__OBJECTIVE__. From the records below, please print only the lines from the one containing "Clone this screenshot" through the one containing "string; description: string;", both included. Skip the pictures.
* BEGIN *
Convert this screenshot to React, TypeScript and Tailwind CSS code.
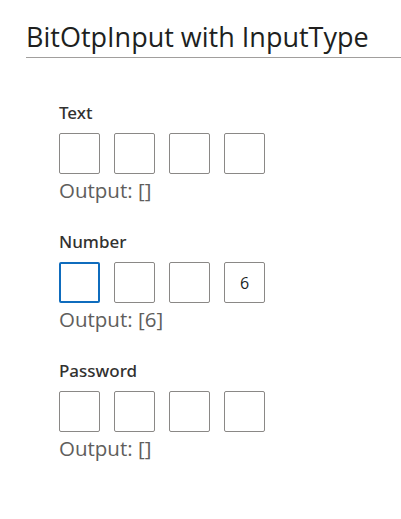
const sections = [
  { label: "Text", values: ["", "", "", ""], output: "Output: []", focus: -1 },
  { label: "Number", values: ["", "", "", "6"], output: "Output: [6]", focus: 0 },
  { label: "Password", values: ["", "", "", ""], output: "Output: []", focus: -1 },
];

function OtpBox({ value, focused }: { value: string; focused: boolean }) {
  return (
    <div
      className={
        focused
          ? "flex h-[41px] w-[41px] items-center justify-center rounded-[2px] border-2 border-[#0f6cbd] text-[16px] text-[#201f1e]"
          : "flex h-[41px] w-[41px] items-center justify-center rounded-[2px] border border-[#8a8886] text-[16px] text-[#201f1e]"
      }
    >
      {value}
    </div>
  );
}

export default function App() {
  return (
    <div
      className="min-h-[519px] bg-white pl-[26px] pt-[20px]"
      style={{ fontFamily: '"Open Sans", "Noto Sans", sans-serif' }}
    >
      <h2 className="border-b border-[#a19f9d] pb-[3px] text-[27px] leading-[34px] text-[#201f1e]">
        BitOtpInput with InputType
      </h2>
      <div className="flex flex-col gap-[28px] pl-[33px] pt-[45px]">
        {sections.map((s) => (
          <div key={s.label} className="flex flex-col">
            <span
              className="text-[17px] font-medium leading-[20px] text-[#323130]"
              style={{ fontFamily: '"Noto Sans", "Open Sans", sans-serif' }}
            >
              {s.label}
            </span>
            <div className="mt-[10px] flex gap-[14px]">
              {s.values.map((v, i) => (
                <OtpBox key={i} value={v} focused={i === s.focus} />
              ))}
            </div>
            <span className="mt-[2px] text-[20.5px] leading-[28px] text-[#605e5c]">
              {s.output}
            </span>
          </div>
        ))}
      </div>
    </div>
  );
}
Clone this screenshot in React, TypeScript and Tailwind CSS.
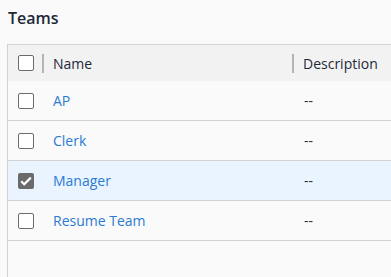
import React from "react";

type Team = { name: string; description: string; checked?: boolean };

const teams: Team[] = [
  { name: "AP", description: "--" },
  { name: "Clerk", description: "--" },
  { name: "Manager", description: "--", checked: true },
  { name: "Resume Team", description: "--" },
];

const Checkbox: React.FC<{ checked?: boolean }> = ({ checked }) =>
  checked ? (
    <span className="w-4 h-4 rounded-[2px] bg-[#6b6b6b] flex items-center justify-center">
      <svg width="16" height="16" viewBox="0 0 16 16">
        <path d="M3.2 8.2l3 3L12.8 4.6" fill="none" stroke="#fff" strokeWidth="2.2" />
      </svg>
    </span>
  ) : (
    <span className="w-4 h-4 rounded-[2px] border border-[#6b6b6b] bg-white" />
  );

const App: React.FC = () => {
  return (
    <div
      className="w-[391px] h-[277px] bg-[#fafafa] overflow-hidden pl-[7px] pt-[7px]"
      style={{ fontFamily: '"Open Sans", sans-serif' }}
    >
      <h2 className="text-[16px] font-semibold text-[#1e2938] leading-[22px] pl-[1px]">Teams</h2>
      <div className="mt-[15px] w-[430px] h-[260px] border-l border-t border-[#d2d2d2]">
        <div className="flex items-center h-[36px] bg-[#f2f2f2] text-[14px] text-[#1e2938]">
          <div className="w-[34px] flex items-center pl-[10px]">
            <Checkbox />
          </div>
          <div className="w-[250px] flex items-center">
            <span className="w-[2px] h-[19px] bg-[#b4b4b4]" />
            <span className="ml-[9px]">Name</span>
          </div>
          <div className="flex-1 flex items-center">
            <span className="w-[2px] h-[19px] bg-[#b4b4b4]" />
            <span className="ml-[9px]">Description</span>
          </div>
        </div>
        {teams.map(({ name, description, checked }, idx) => (
          <div
            key={idx}
            className={`flex items-center h-[40px] border-b border-[#d2d2d2] text-[14px] ${
              checked ? "bg-[#e9f4ff]" : ""
            }`}
          >
            <div className="w-[34px] flex items-center pl-[10px]">
              <Checkbox checked={checked} />
            </div>
            <div className="w-[250px] pl-[11px] text-[#2b7bd3]">{name}</div>
            <div className="flex-1 pl-[12px] text-[#333]">{description}</div>
          </div>
        ))}
      </div>
    </div>
  );
};

export default App;
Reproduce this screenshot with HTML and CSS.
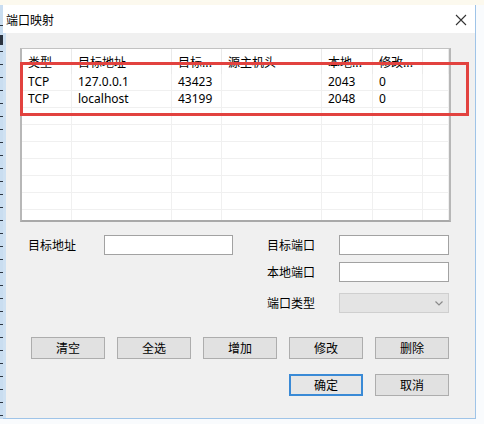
FILE: index.html
```html
<!DOCTYPE html>
<html lang="zh-CN">
<head>
<meta charset="utf-8">
<title>端口映射</title>
<link rel="stylesheet" href="styles.css">
</head>
<body>
<div class="desk">
  <div class="top-strip"></div>
  <div class="stage">
    <div class="edge"><span class="edge-mark"></span></div>
    <div class="win">
      <div class="titlebar">
        <span class="title">端口映射</span>
        <svg class="close" width="12" height="12" viewBox="0 0 12 12"><path d="M1 1L11 11M11 1L1 11" stroke="#333" stroke-width="1.1" fill="none"/></svg>
      </div>
      <div class="client">
        <div class="list">
          <div class="lv-row lv-head">
            <div class="cell">类型</div><div class="cell">目标地址</div><div class="cell">目标...</div><div class="cell">源主机头</div><div class="cell">本地...</div><div class="cell">修改...</div><div class="cell"></div>
          </div>
          <div class="lv-row">
            <div class="cell">TCP</div><div class="cell">127.0.0.1</div><div class="cell">43423</div><div class="cell"></div><div class="cell">2043</div><div class="cell">0</div><div class="cell"></div>
          </div>
          <div class="lv-row">
            <div class="cell">TCP</div><div class="cell">localhost</div><div class="cell">43199</div><div class="cell"></div><div class="cell">2048</div><div class="cell">0</div><div class="cell"></div>
          </div>
          <div class="lv-row"><div class="cell"></div><div class="cell"></div><div class="cell"></div><div class="cell"></div><div class="cell"></div><div class="cell"></div><div class="cell"></div></div>
          <div class="lv-row"><div class="cell"></div><div class="cell"></div><div class="cell"></div><div class="cell"></div><div class="cell"></div><div class="cell"></div><div class="cell"></div></div>
          <div class="lv-row"><div class="cell"></div><div class="cell"></div><div class="cell"></div><div class="cell"></div><div class="cell"></div><div class="cell"></div><div class="cell"></div></div>
          <div class="lv-row"><div class="cell"></div><div class="cell"></div><div class="cell"></div><div class="cell"></div><div class="cell"></div><div class="cell"></div><div class="cell"></div></div>
          <div class="lv-row"><div class="cell"></div><div class="cell"></div><div class="cell"></div><div class="cell"></div><div class="cell"></div><div class="cell"></div><div class="cell"></div></div>
          <div class="lv-row"><div class="cell"></div><div class="cell"></div><div class="cell"></div><div class="cell"></div><div class="cell"></div><div class="cell"></div><div class="cell"></div></div>
          <div class="lv-row"><div class="cell"></div><div class="cell"></div><div class="cell"></div><div class="cell"></div><div class="cell"></div><div class="cell"></div><div class="cell"></div></div>
        </div>
        <div class="form">
          <div class="lbl r1 c1">目标地址</div>
          <div class="input r1 c2"></div>
          <div class="lbl r1 c4">目标端口</div>
          <div class="input r1 c5"></div>
          <div class="lbl r2 c4">本地端口</div>
          <div class="input r2 c5"></div>
          <div class="lbl r3 c4">端口类型</div>
          <div class="select r3 c5">
            <svg class="chev" width="8" height="5" viewBox="0 0 8 5"><path d="M0.5 0.5L4 4L7.5 0.5" stroke="#8a8a8a" stroke-width="1.2" fill="none"/></svg>
          </div>
        </div>
        <div class="btns">
          <div class="btn">清空</div>
          <div class="btn">全选</div>
          <div class="btn">增加</div>
          <div class="btn">修改</div>
          <div class="btn">删除</div>
        </div>
        <div class="btns2">
          <div class="btn btn-default">确定</div>
          <div class="btn">取消</div>
        </div>
      </div>
    </div>
  </div>
  <div class="highlight"></div>
</div>
</body>
</html>
```
FILE: styles.css
```css
html, body {
  margin: 0;
  padding: 0;
}
body {
  font-family: "Noto Sans", "Noto Sans CJK SC", sans-serif;
  font-size: 12px;
  color: #000;
  background: #fff;
}
.desk {
  position: relative;
  width: 484px;
  height: 424px;
  overflow: hidden;
  background: #f9fbfd;
}
.top-strip {
  height: 5px;
  background: #fcf9ee;
}
.stage {
  display: flex;
  height: 414px;
}
.edge {
  position: relative;
  width: 3px;
  height: 414px;
  background-color: #c9ddf0;
  background-image: repeating-linear-gradient(to bottom, transparent 0, transparent 12px, #2b3440 12px, #2b3440 13px);
  background-position: 0 8px;
}
.edge-mark {
  position: absolute;
  left: 0;
  top: 30px;
  width: 3px;
  height: 10px;
  background: #2b3440;
}
.win {
  width: 472px;
  height: 413px;
  border-right: 1px solid #9fc4e8;
  border-bottom: 1px solid #9fc4e8;
  display: flex;
  flex-direction: column;
}
.titlebar {
  height: 28px;
  background: #fff;
  display: flex;
  align-items: center;
  justify-content: space-between;
  padding: 0 8px 0 3px;
}
.title {
  font-family: "Noto Sans CJK SC", sans-serif;
  font-size: 12px;
  line-height: 28px;
  padding-top: 1px;
}
.close {
  display: block;
  margin-top: 2px;
}
.client {
  flex: 1;
  background: #f0f0f0;
  border-left: 3px solid #cfe1f2;
}
.list {
  margin: 15px 0 0 14px;
  width: 427px;
  height: 171px;
  background: #fff;
  border-top: 1px solid #c2c2c2;
  border-left: 2px solid #b7b7b7;
  border-right: 2px solid #b7b7b7;
  border-bottom: 2px solid #a9a9a9;
  overflow: hidden;
}
.lv-row {
  display: grid;
  grid-template-columns: 50px 100px 50px 100px 51px 50px 1fr;
  height: 17px;
  box-sizing: border-box;
  border-bottom: 1px solid #f0f0f0;
}
.lv-head {
  height: 25px;
  border-bottom: none;
}
.cell {
  border-right: 1px solid #f0f0f0;
  padding-left: 6px;
  line-height: 16px;
  white-space: nowrap;
  overflow: hidden;
}
.lv-head .cell {
  line-height: 26px;
  border-right-color: #eaeaea;
  font-family: "Noto Sans CJK SC", sans-serif;
}
.form {
  margin-top: 13px;
  padding-left: 22px;
  display: grid;
  grid-template-columns: 76px 129px 34px 72px 110px;
  grid-template-rows: 27px 31px 20px;
}
.r1 { grid-row: 1; }
.r2 { grid-row: 2; }
.r3 { grid-row: 3; }
.c1 { grid-column: 1; }
.c2 { grid-column: 2; }
.c4 { grid-column: 4; }
.c5 { grid-column: 5; }
.lbl {
  height: 20px;
  line-height: 20px;
  font-family: "Noto Sans CJK SC", sans-serif;
  align-self: start;
}
.input {
  height: 20px;
  box-sizing: border-box;
  background: #fff;
  border: 1px solid #a2a2a2;
  align-self: start;
}
.select {
  height: 20px;
  box-sizing: border-box;
  background: #e4e4e4;
  border: 1px solid #cfcfcf;
  display: flex;
  align-items: center;
  justify-content: flex-end;
  padding-right: 5px;
  align-self: start;
}
.chev {
  display: block;
}
.btns {
  margin: 24px 0 0 25px;
  width: 418px;
  display: flex;
  justify-content: space-between;
}
.btns2 {
  margin: 15px 0 0 25px;
  width: 418px;
  display: flex;
  justify-content: flex-end;
  gap: 12px;
}
.btn {
  width: 74px;
  height: 22px;
  box-sizing: border-box;
  background: #e1e1e1;
  border: 1px solid #adadad;
  text-align: center;
  line-height: 20px;
  font-family: "Noto Sans CJK SC", sans-serif;
}
.btn-default {
  border: 2px solid #3a8ad6;
  line-height: 18px;
  background: #e6e6e6;
}
.highlight {
  position: absolute;
  left: 20px;
  top: 62px;
  width: 449px;
  height: 54px;
  box-sizing: border-box;
  border: 3px solid #e2423f;
}
```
* END *
__EXPECTED ANSWER__.
Clone this screenshot in React, TypeScript and Tailwind CSS.
import React from "react";

type Team = { name: string; description: string; checked?: boolean };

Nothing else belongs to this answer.